The records
⁂

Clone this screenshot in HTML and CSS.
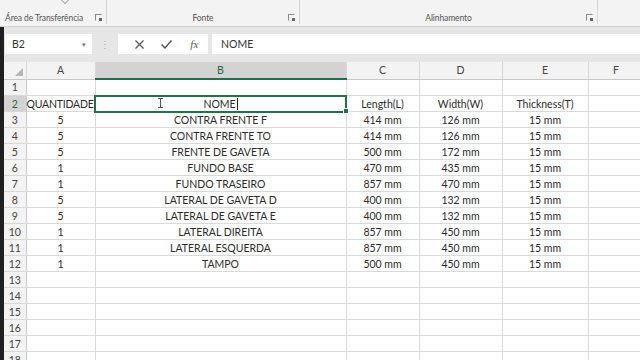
FILE: index.html
```html
<!DOCTYPE html>
<html lang="pt-BR">
<head>
  <meta charset="UTF-8" />
  <meta name="viewport" content="width=device-width, initial-scale=1.0" />
  <title>Planilha - Peças</title>
  <link rel="stylesheet" href="styles.css">
</head>
<body>
  <div class="ribbon">
    <div class="group g-clip">
      <span class="chevron"></span>
      <span class="group-label">Área de Transferência</span>
      <span class="launcher"></span>
    </div>
    <div class="group g-font">
      <span class="group-label center">Fonte</span>
      <span class="launcher"></span>
    </div>
    <div class="group g-align">
      <span class="group-label center">Alinhamento</span>
      <span class="launcher"></span>
    </div>
    <div class="group g-rest"></div>
  </div>

  <div class="workspace">
    <div class="formula-bar">
      <div class="name-box">
        <span>B2</span>
        <span class="name-arrow">&#9662;</span>
      </div>
      <div class="grip">&#8942;</div>
      <div class="fx-box">
        <span class="fx-btn">
          <svg width="11" height="11" viewBox="0 0 11 11"><path d="M1.5 1.5 L9.5 9.5 M9.5 1.5 L1.5 9.5" stroke="#555" stroke-width="1.2" fill="none"/></svg>
        </span>
        <span class="fx-btn">
          <svg width="13" height="11" viewBox="0 0 13 11"><path d="M1.5 5.5 L5 9 L11.5 1.5" stroke="#555" stroke-width="1.5" fill="none"/></svg>
        </span>
        <span class="fx-btn fx">fx</span>
      </div>
      <div class="formula-input">NOME</div>
    </div>

    <table class="sheet">
      <colgroup>
        <col class="c-row">
        <col class="c-a">
        <col class="c-b">
        <col class="c-c">
        <col class="c-d">
        <col class="c-e">
        <col class="c-f">
      </colgroup>
      <thead>
        <tr>
          <th class="corner"><span class="tri"></span></th>
          <th>A</th>
          <th class="active">B</th>
          <th>C</th>
          <th>D</th>
          <th>E</th>
          <th>F</th>
        </tr>
      </thead>
      <tbody id="rows"></tbody>
    </table>
  </div>

  <script>
    const data = [
      [],
      ['QUANTIDADE', 'NOME', 'Length(L)', 'Width(W)', 'Thickness(T)'],
      ['5', 'CONTRA FRENTE F', '414 mm', '126 mm', '15 mm'],
      ['5', 'CONTRA FRENTE TO', '414 mm', '126 mm', '15 mm'],
      ['5', 'FRENTE DE GAVETA', '500 mm', '172 mm', '15 mm'],
      ['1', 'FUNDO BASE', '470 mm', '435 mm', '15 mm'],
      ['1', 'FUNDO TRASEIRO', '857 mm', '470 mm', '15 mm'],
      ['5', 'LATERAL DE GAVETA D', '400 mm', '132 mm', '15 mm'],
      ['5', 'LATERAL DE GAVETA E', '400 mm', '132 mm', '15 mm'],
      ['1', 'LATERAL DIREITA', '857 mm', '450 mm', '15 mm'],
      ['1', 'LATERAL ESQUERDA', '857 mm', '450 mm', '15 mm'],
      ['1', 'TAMPO', '500 mm', '450 mm', '15 mm']
    ];

    const body = document.getElementById('rows');
    for (let r = 0; r < 18; r++) {
      const tr = document.createElement('tr');
      const head = document.createElement('th');
      head.textContent = r + 1;
      if (r === 1) head.className = 'active';
      tr.appendChild(head);
      const row = data[r] || [];
      for (let c = 0; c < 6; c++) {
        const td = document.createElement('td');
        td.textContent = row[c] || '';
        if (r === 1 && c === 0) td.className = 'overflow';
        if (r === 1 && c === 1) {
          td.className = 'selected';
          td.innerHTML = '<span class="ibeam"></span><span class="caret">NOME</span><span class="handle"></span>';
        }
        tr.appendChild(td);
      }
      body.appendChild(tr);
    }
  </script>
</body>
</html>
```

FILE: styles.css
```css
body {
  margin: 0;
  width: 640px;
  height: 360px;
  overflow: hidden;
  background: #e6e6e6;
  font-family: Lato, 'Open Sans', sans-serif;
  color: #333;
}
.ribbon {
  display: flex;
  height: 26px;
  background: #f3f3f3;
  border-bottom: 1px solid #d2d2d2;
}
.group {
  position: relative;
  height: 24px;
  border-right: 1px solid #d6d6d6;
  box-sizing: border-box;
}
.g-clip { width: 107px; }
.g-font { width: 193px; }
.g-align { width: 298px; }
.g-rest { flex: 1; border-right: none; }
.group-label {
  position: absolute;
  left: 5px;
  bottom: 1px;
  font-size: 8.5px;
  color: #555;
  letter-spacing: -0.1px;
}
.group-label.center {
  left: 0;
  right: 0;
  text-align: center;
}
.launcher {
  position: absolute;
  right: 4px;
  bottom: 3px;
  width: 5px;
  height: 5px;
  border: 1px solid #8a8a8a;
  border-right-color: transparent;
  border-bottom-color: transparent;
}
.launcher::after {
  content: '';
  position: absolute;
  right: -1px;
  bottom: -1px;
  width: 3px;
  height: 3px;
  background: #666;
}
.chevron {
  position: absolute;
  left: 62px;
  top: -3px;
  width: 5px;
  height: 5px;
  border-right: 1px solid #aaa;
  border-bottom: 1px solid #aaa;
  transform: rotate(45deg);
}
.workspace {
  border-left: 4px solid #1f1f1f;
  padding-top: 7px;
  height: 340px;
}
.formula-bar {
  display: flex;
  height: 20px;
  margin-bottom: 8px;
}
.name-box {
  display: flex;
  align-items: center;
  justify-content: space-between;
  width: 87px;
  margin-left: 1px;
  padding: 0 6px 0 7px;
  box-sizing: border-box;
  background: #fff;
  font-size: 10.5px;
  color: #333;
}
.name-arrow {
  font-size: 7px;
  color: #777;
}
.grip {
  width: 26px;
  text-align: center;
  line-height: 20px;
  font-size: 10px;
  color: #aaa;
}
.fx-box {
  display: flex;
  align-items: center;
  width: 90px;
  padding-left: 8px;
  box-sizing: border-box;
  background: #fff;
}
.fx-btn {
  width: 30px;
  display: flex;
  justify-content: center;
  align-items: center;
}
.fx {
  font-family: 'Liberation Serif', serif;
  font-style: italic;
  font-size: 11px;
  color: #555;
}
.formula-input {
  flex: 1;
  margin-left: 4px;
  padding-left: 9px;
  background: #fff;
  line-height: 20px;
  font-size: 10.5px;
  color: #333;
}
.sheet {
  border-collapse: collapse;
  table-layout: fixed;
  width: 640px;
  background: #fff;
  font-size: 10.5px;
}
.c-row { width: 22px; }
.c-a { width: 69px; }
.c-b { width: 251px; }
.c-c { width: 73px; }
.c-d { width: 83px; }
.c-e { width: 86px; }
.c-f { width: 56px; }
.sheet thead th {
  height: 16px;
  background: #f3f3f3;
  border-right: 1px solid #d8d8d8;
  border-bottom: 1px solid #c8c8c8;
  font-weight: normal;
  color: #444;
  padding: 0;
  font-size: 10.5px;
}
.sheet thead th.active {
  background: #d3d3d3;
  color: #1e6b40;
  border-bottom: 2px solid #217346;
}
.corner {
  position: relative;
}
.tri {
  position: absolute;
  right: 3px;
  bottom: 3px;
  width: 0;
  height: 0;
  border-left: 8px solid transparent;
  border-bottom: 8px solid #b5b5b5;
}
.sheet tbody th {
  height: 15px;
  background: #f3f3f3;
  border-right: 1px solid #c8c8c8;
  border-bottom: 1px solid #d8d8d8;
  font-weight: normal;
  color: #444;
  padding: 0;
  text-align: center;
}
.sheet tbody th.active {
  background: #d3d3d3;
  color: #1e6b40;
}
.sheet td {
  height: 15px;
  padding: 0;
  border-right: 1px solid #dadada;
  border-bottom: 1px solid #dadada;
  text-align: center;
  white-space: nowrap;
  overflow: hidden;
  color: #2b2b2b;
}
.sheet td.overflow {
  overflow: visible;
  text-align: left;
  letter-spacing: -0.2px;
}
.sheet td.selected {
  position: relative;
  overflow: visible;
  outline: 2px solid #217346;
  outline-offset: -1px;
}
.caret {
  border-right: 1px solid #222;
  padding-right: 1px;
}
.ibeam {
  position: absolute;
  left: 62px;
  top: 2px;
  width: 5px;
  height: 10px;
  border-top: 1px solid #555;
  border-bottom: 1px solid #555;
  box-sizing: border-box;
}
.ibeam::after {
  content: '';
  position: absolute;
  left: 2px;
  top: 0;
  width: 1px;
  height: 8px;
  background: #555;
}
.handle {
  position: absolute;
  right: -3px;
  bottom: -3px;
  width: 4px;
  height: 4px;
  background: #217346;
  border: 1px solid #fff;
}
```
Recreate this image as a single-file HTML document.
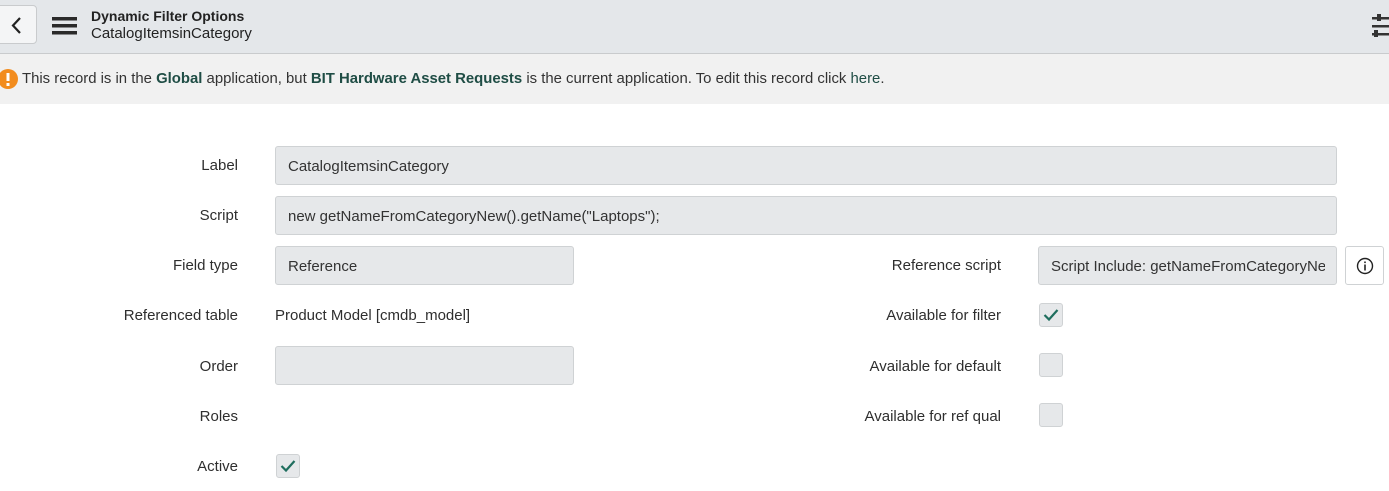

⁂

What is required
Copy every line in the records above that contains the word "document".

Result for this task
    const body = document.getElementById('rows');
      const tr = document.createElement('tr');
      const head = document.createElement('th');
        const td = document.createElement('td');
Recreate this image as a single-file HTML document.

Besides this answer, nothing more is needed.